At the same time, a counter‑movement aims to develop privacy‑preserving technologies (PPTs). These include:

  • Federated learning — AI models that improve by analyzing encrypted data without ever seeing the raw footage or personal identifiers.
  • On‑device processing — cameras that emit an alert only when a specific, predetermined event (e.g., a gunshot sound) occurs, discarding all other footage.
  • Formal privacy frameworks like differential privacy, which adds mathematical noise to aggregate data so that individual records cannot be reverse‑engineered.

Policy innovation is equally important. Some municipalities are experimenting with surveillance impact reports — mandatory disclosures that any agency must file before acquiring or upgrading a monitoring system. Others are creating citizen oversight boards with subpoena power and the ability to audit algorithms for bias.

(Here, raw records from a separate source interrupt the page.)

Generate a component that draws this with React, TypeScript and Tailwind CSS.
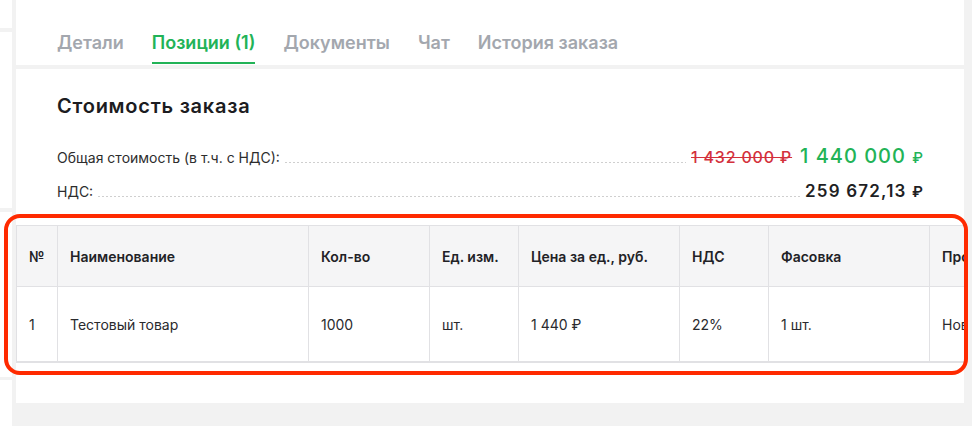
import React from "react";

const cols = [41, 251, 121, 89, 161, 89, 161, 200];
const headers = ["№", "Наименование", "Кол-во", "Ед. изм.", "Цена за ед., руб.", "НДС", "Фасовка", "Производитель"];
const row = ["1", "Тестовый товар", "1000", "шт.", "1 440 ₽", "22%", "1 шт.", "Новый"];

function Leader() {
  return (
    <div className="flex-1 mx-[5px] h-[1px] bg-[linear-gradient(to_right,#cfcfcf_50%,transparent_50%)] bg-[length:4px_1px] bg-repeat-x" />
  );
}

export default function App() {
  return (
    <div
      className="relative w-[972px] h-[426px] bg-[#f2f2f2] flex overflow-hidden"
      style={{ fontFamily: "Inter, 'Noto Sans', sans-serif" }}
    >
      {/* left strip */}
      <div className="w-[12px] flex flex-col">
        <div className="h-[28px] bg-white" />
        <div className="h-[176px] mt-[4px] bg-white" />
        <div className="h-[165px] mt-[4px] bg-white" />
        <div className="flex-1 mt-[3px] bg-white" />
      </div>

      {/* main column */}
      <div className="ml-[4px] w-[948px] flex flex-col">
        {/* tabs */}
        <div className="h-[65px] bg-white flex items-end pl-[41px] pb-[1px] gap-[28px] text-[18px] leading-[24px] font-semibold">
          <div className="pb-[7px] border-b-2 border-transparent text-[#a3a7ae]">Детали</div>
          <div className="pb-[7px] border-b-2 border-[#22b357] text-[#22b357]">Позиции (1)</div>
          <div className="pb-[7px] border-b-2 border-transparent text-[#a3a7ae]">Документы</div>
          <div className="pb-[7px] border-b-2 border-transparent text-[#a3a7ae]">Чат</div>
          <div className="pb-[7px] border-b-2 border-transparent text-[#a3a7ae]">История заказа</div>
        </div>

        {/* content panel */}
        <div className="mt-[4px] h-[334px] bg-white flex flex-col overflow-hidden">
          <div className="pl-[41px] pt-[23px] text-[20px] leading-[28px] font-semibold text-[#1c1c21] tracking-[0.75px]">
            Стоимость заказа
          </div>

          <div className="pl-[41px] pr-[41px] mt-[22px] flex items-baseline h-[28px]">
            <span className="text-[14px] text-[#2d2d2d]">Общая стоимость (в т.ч. с НДС):</span>
            <Leader />
            <span className="text-[16px] text-[#d3303c] line-through font-medium whitespace-nowrap tracking-[0.8px]">1 432 000 ₽</span>
            <span className="ml-[8px] text-[20px] leading-[28px] text-[#22b357] font-medium whitespace-nowrap tracking-[1px]">
              1 440 000 <span className="text-[15px] tracking-normal">₽</span>
            </span>
          </div>

          <div className="pl-[41px] pr-[41px] mt-[9px] flex items-baseline h-[24px]">
            <span className="text-[14px] text-[#2d2d2d]">НДС:</span>
            <Leader />
            <span className="text-[17px] leading-[24px] font-semibold text-[#1f1f24] whitespace-nowrap tracking-[1.2px]">
              259 672,13 <span className="text-[15px] tracking-normal">₽</span>
            </span>
          </div>

          {/* table */}
          <div className="mt-[22px] overflow-hidden">
            <div className="w-max border-l border-t border-[#e1e1e4] text-[14px]">
              <div className="flex bg-[#f5f5f6]">
                {headers.map((h, i) => (
                  <div
                    key={i}
                    style={{ width: cols[i] }}
                    className="h-[61px] px-3 flex items-center border-r border-b border-[#e1e1e4] font-semibold text-[#222226] whitespace-nowrap"
                  >
                    {h}
                  </div>
                ))}
              </div>
              <div className="flex bg-white">
                {row.map((c, i) => (
                  <div
                    key={i}
                    style={{ width: cols[i] }}
                    className="h-[76px] px-3 flex items-center border-r border-b-2 border-[#e1e1e4] text-[#2a2a2e] whitespace-nowrap"
                  >
                    {c}
                  </div>
                ))}
              </div>
            </div>
          </div>
        </div>
      </div>

      {/* annotation outline */}
      <div className="absolute left-[4px] top-[214px] w-[964px] h-[161px] border-[4px] border-[#ff2a00] rounded-[16px] pointer-events-none" />
    </div>
  );
}
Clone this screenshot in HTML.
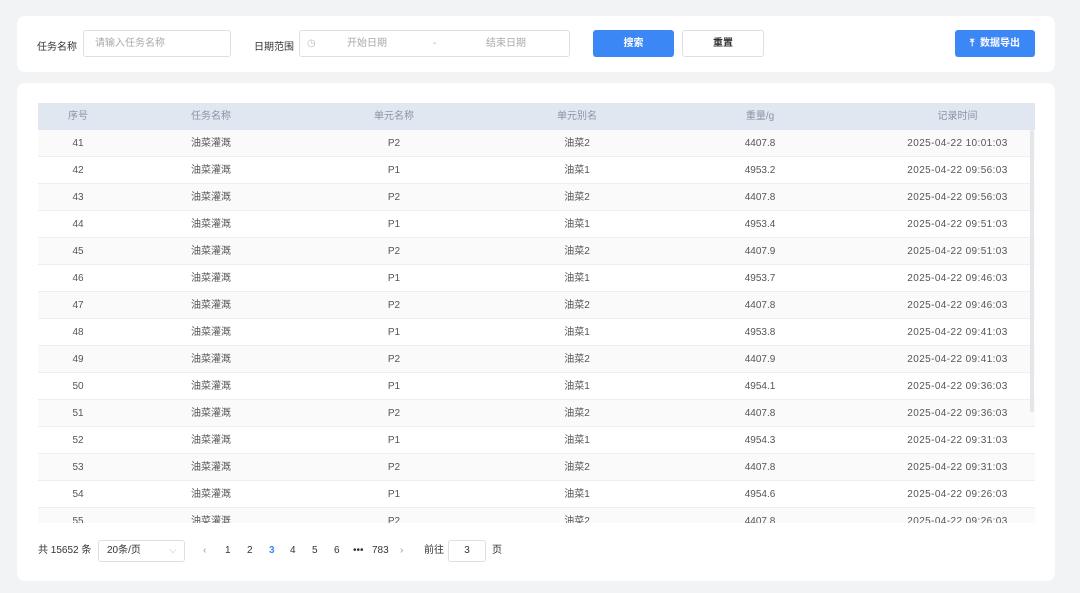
<!DOCTYPE html><html><head><meta charset="utf-8"><style>
*{box-sizing:border-box;margin:0;padding:0}
body{width:1080px;height:593px;background:#f2f3f5;font-family:"Liberation Sans","Noto Sans CJK SC",sans-serif;font-size:10px;color:#555;position:relative;overflow:hidden}
.card{position:absolute;left:17px;width:1038px;background:#fff;border-radius:8px}
.a{position:absolute}
.inp{position:absolute;border:1px solid #dcdfe6;border-radius:3px;background:#fff;height:27px;line-height:26px;color:#aaa}
.btn{position:absolute;height:27px;line-height:27px;text-align:center;border-radius:3px;font-weight:bold}
.row{position:absolute;left:38px;width:997px;height:27px;display:flex;line-height:28px;border-bottom:1px solid #ebeef5}
.row div{text-align:center;color:#555}
.c1{width:80px}.c2{width:186px}.c3{width:180px}.c4{width:186px}.c5{width:180px}.c6{width:185px;padding-left:30px;letter-spacing:0.4px}
.hd{background:#e1e7f0}.hd div{color:#8a94a6;letter-spacing:0}
.pg{position:absolute;top:540px;height:22px;line-height:22px;color:#333}
</style></head><body>
<div class="card" style="top:16px;height:56px"></div>
<div class="card" style="top:83px;height:498px"></div>
<div class="a" style="left:37px;top:38px;color:#333">任务名称</div>
<div class="inp" style="left:83px;top:30px;width:148px;padding-left:11px">请输入任务名称</div>
<div class="a" style="left:254px;top:38px;color:#333">日期范围</div>
<div class="inp" style="left:299px;top:30px;width:271px">
<span class="a" style="left:7px;top:0;color:#bbb">◷</span>
<span class="a" style="left:47px">开始日期</span><span class="a" style="left:133px">-</span><span class="a" style="left:186px">结束日期</span></div>
<div class="btn" style="left:593px;top:30px;width:81px;background:#3c87f6;color:#fff">搜索</div>
<div class="btn" style="left:682px;top:30px;width:82px;border:1px solid #dcdfe6;line-height:25px;color:#333">重置</div>
<div class="btn" style="left:955px;top:30px;width:80px;background:#3c87f6;color:#fff">⤒&nbsp; 数据导出</div>
<div class="row hd" style="top:103px;border:none"><div class="c1">序号</div><div class="c2">任务名称</div><div class="c3">单元名称</div><div class="c4">单元别名</div><div class="c5">重量/g</div><div class="c6">记录时间</div></div>
<div class="a" style="left:38px;top:130px;width:997px;height:393px;overflow:hidden">
<div id="rows"></div></div>
<div class="a" style="left:1030px;top:130px;width:4px;height:282px;background:#e4e6ea;border-radius:2px"></div>
<script>
var d=[[41,2,'4407.8','10:01:03'],[42,1,'4953.2','09:56:03'],[43,2,'4407.8','09:56:03'],[44,1,'4953.4','09:51:03'],[45,2,'4407.9','09:51:03'],[46,1,'4953.7','09:46:03'],[47,2,'4407.8','09:46:03'],[48,1,'4953.8','09:41:03'],[49,2,'4407.9','09:41:03'],[50,1,'4954.1','09:36:03'],[51,2,'4407.8','09:36:03'],[52,1,'4954.3','09:31:03'],[53,2,'4407.8','09:31:03'],[54,1,'4954.6','09:26:03'],[55,2,'4407.8','09:26:03']];
var h='';d.forEach(function(r,i){h+='<div class="row" style="left:0;top:'+(i*27)+'px;background:'+(i%2?'#fff':'#fafafa')+'"><div class="c1">'+r[0]+'</div><div class="c2">油菜灌溉</div><div class="c3">P'+r[1]+'</div><div class="c4">油菜'+r[1]+'</div><div class="c5">'+r[2]+'</div><div class="c6">2025-04-22 '+r[3]+'</div></div>'});
document.getElementById('rows').innerHTML=h;
</script>
<div class="pg" style="left:38px">共 15652 条</div>
<div class="inp" style="left:98px;top:540px;width:87px;height:22px;line-height:20px;color:#333;padding-left:8px">20条/页<span class="a" style="left:70px;color:#bbb">⌵</span></div>
<div class="pg" style="left:203px;color:#999">‹</div>
<div class="pg" style="left:225px">1</div><div class="pg" style="left:247px">2</div><div class="pg" style="left:269px;color:#3c87f6;font-weight:bold">3</div><div class="pg" style="left:290px">4</div><div class="pg" style="left:312px">5</div><div class="pg" style="left:334px">6</div><div class="pg" style="left:353px">•••</div><div class="pg" style="left:372px">783</div><div class="pg" style="left:400px;color:#999">›</div>
<div class="pg" style="left:424px">前往</div>
<div class="inp" style="left:448px;top:540px;width:38px;height:22px;line-height:20px;color:#333;text-align:center">3</div>
<div class="pg" style="left:492px">页</div>
</body></html>
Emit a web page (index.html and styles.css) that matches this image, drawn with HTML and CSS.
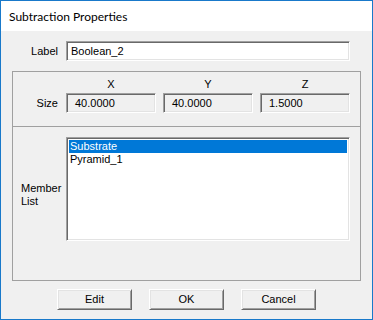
FILE: index.html
```html
<!DOCTYPE html>
<html>
<head>
<meta charset="utf-8">
<link rel="stylesheet" href="styles.css">
</head>
<body>
<div class="window">
  <div class="titlebar">Subtraction Properties</div>
  <div class="content">
    <div class="row label-row">
      <div class="lbl">Label</div>
      <div class="field edit">Boolean_2</div>
    </div>
    <div class="group group-size">
      <div class="axis-row">
        <div class="lbl"></div>
        <div class="axes">
          <div class="axis">X</div>
          <div class="axis">Y</div>
          <div class="axis">Z</div>
        </div>
      </div>
      <div class="row">
        <div class="lbl">Size</div>
        <div class="axes">
          <div class="field ro">40.0000</div>
          <div class="field ro">40.0000</div>
          <div class="field ro">1.5000</div>
        </div>
      </div>
    </div>
    <div class="group group-list">
      <div class="row list-row">
        <div class="lbl lbl-left">Member<br>List</div>
        <div class="listbox">
          <div class="item selected">Substrate</div>
          <div class="item">Pyramid_1</div>
        </div>
      </div>
    </div>
    <div class="buttons">
      <div class="btn">Edit</div>
      <div class="btn">OK</div>
      <div class="btn">Cancel</div>
    </div>
  </div>
</div>
</body>
</html>
```

FILE: styles.css
```css
html, body {
  margin: 0;
  padding: 0;
  background: #ffffff;
}
.window {
  width: 373px;
  height: 320px;
  box-sizing: border-box;
  border: 1px solid #1979ca;
  display: flex;
  flex-direction: column;
  font-family: "Liberation Sans", Arial, sans-serif;
  font-size: 11px;
  color: #000;
}
.titlebar {
  height: 30px;
  flex: none;
  background: #fff;
  padding-left: 8px;
  display: flex;
  align-items: center;
  font-family: Lato, "Noto Sans", sans-serif;
  font-size: 12px;
  color: #000;
}
.content {
  flex: 1;
  background: #f0f0f0;
  padding: 10px 11px 0 11px;
  display: flex;
  flex-direction: column;
}
.row {
  display: flex;
  align-items: center;
}
.lbl {
  width: 45px;
  flex: none;
  text-align: right;
  margin-right: 8px;
  line-height: 13px;
}
.label-row .lbl {
  width: 46px;
}
.field {
  height: 20px;
  box-sizing: border-box;
  border: 1px solid;
  border-color: #a0a0a0 #ffffff #ffffff #a0a0a0;
  box-shadow: inset 1px 1px 0 #696969, inset -1px -1px 0 #e3e3e3;
  display: flex;
  align-items: center;
  padding-left: 4px;
  line-height: 13px;
  white-space: nowrap;
}
.edit {
  width: 284px;
  background: #fff;
}
.ro {
  width: 90px;
  background: #f0f0f0;
  padding-left: 8px;
}
.group {
  border: 1px solid #a0a0a0;
  flex: none;
}
.group-size {
  margin-top: 10px;
  height: 56px;
  box-sizing: border-box;
  padding-top: 5px;
}
.axis-row {
  display: flex;
  height: 14px;
  margin-bottom: 2px;
}
.axes {
  display: flex;
  gap: 7px;
}
.axis {
  width: 90px;
  text-align: center;
  line-height: 14px;
}
.group-list {
  margin-top: -1px;
  height: 155px;
  box-sizing: border-box;
  padding-top: 10px;
}
.list-row {
  align-items: flex-start;
}
.lbl-left {
  text-align: left;
  padding-left: 8px;
  box-sizing: border-box;
  width: 45px;
  margin-top: 45px;
}
.listbox {
  width: 284px;
  height: 104px;
  box-sizing: border-box;
  background: #fff;
  border: 1px solid;
  border-color: #a0a0a0 #ffffff #ffffff #a0a0a0;
  box-shadow: inset 1px 1px 0 #696969, inset -1px -1px 0 #e3e3e3;
  padding: 2px;
}
.item {
  height: 13px;
  line-height: 13px;
  padding-left: 1px;
}
.item.selected {
  background: #0078d7;
  color: #fff;
}
.buttons {
  margin-top: 8px;
  display: flex;
  justify-content: center;
  gap: 17px;
}
.btn {
  width: 75px;
  height: 21px;
  box-sizing: border-box;
  background: #f0f0f0;
  border: 1px solid;
  border-color: #ffffff #696969 #696969 #ffffff;
  box-shadow: inset 1px 1px 0 #e3e3e3, inset -1px -1px 0 #a0a0a0;
  display: flex;
  align-items: center;
  justify-content: center;
  line-height: 13px;
}
```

Balancing Security and Civil Liberties

There is no simple formula for resolving the tension between public safety and privacy. Surveillance can prevent crime and help catch perpetrators; it can also chill dissent and embed social inequities. The most promising approaches involve procedural guardrails: transparency about what is collected and why, sunset clauses that force periodic reauthorization, and independent oversight that has real enforcement teeth.

Citizens also have agency. Demanding a right to know whether a public camera uses facial recognition, supporting local privacy ordinances, and participating in public consultations are ways to shape the infrastructure that will define urban life for decades. The architecture of the surveilled city is not inevitable — it is the product of choices made by technologists, legislators, and voters. The question is not whether to have surveillance, but under what rules and with whose consent.

Ultimately, the intersection of infrastructure and privacy is where our collective values become concrete. Designing public spaces that are both safe and free requires more than black‑box technology; it demands an ongoing conversation about the kind of society we want to live in.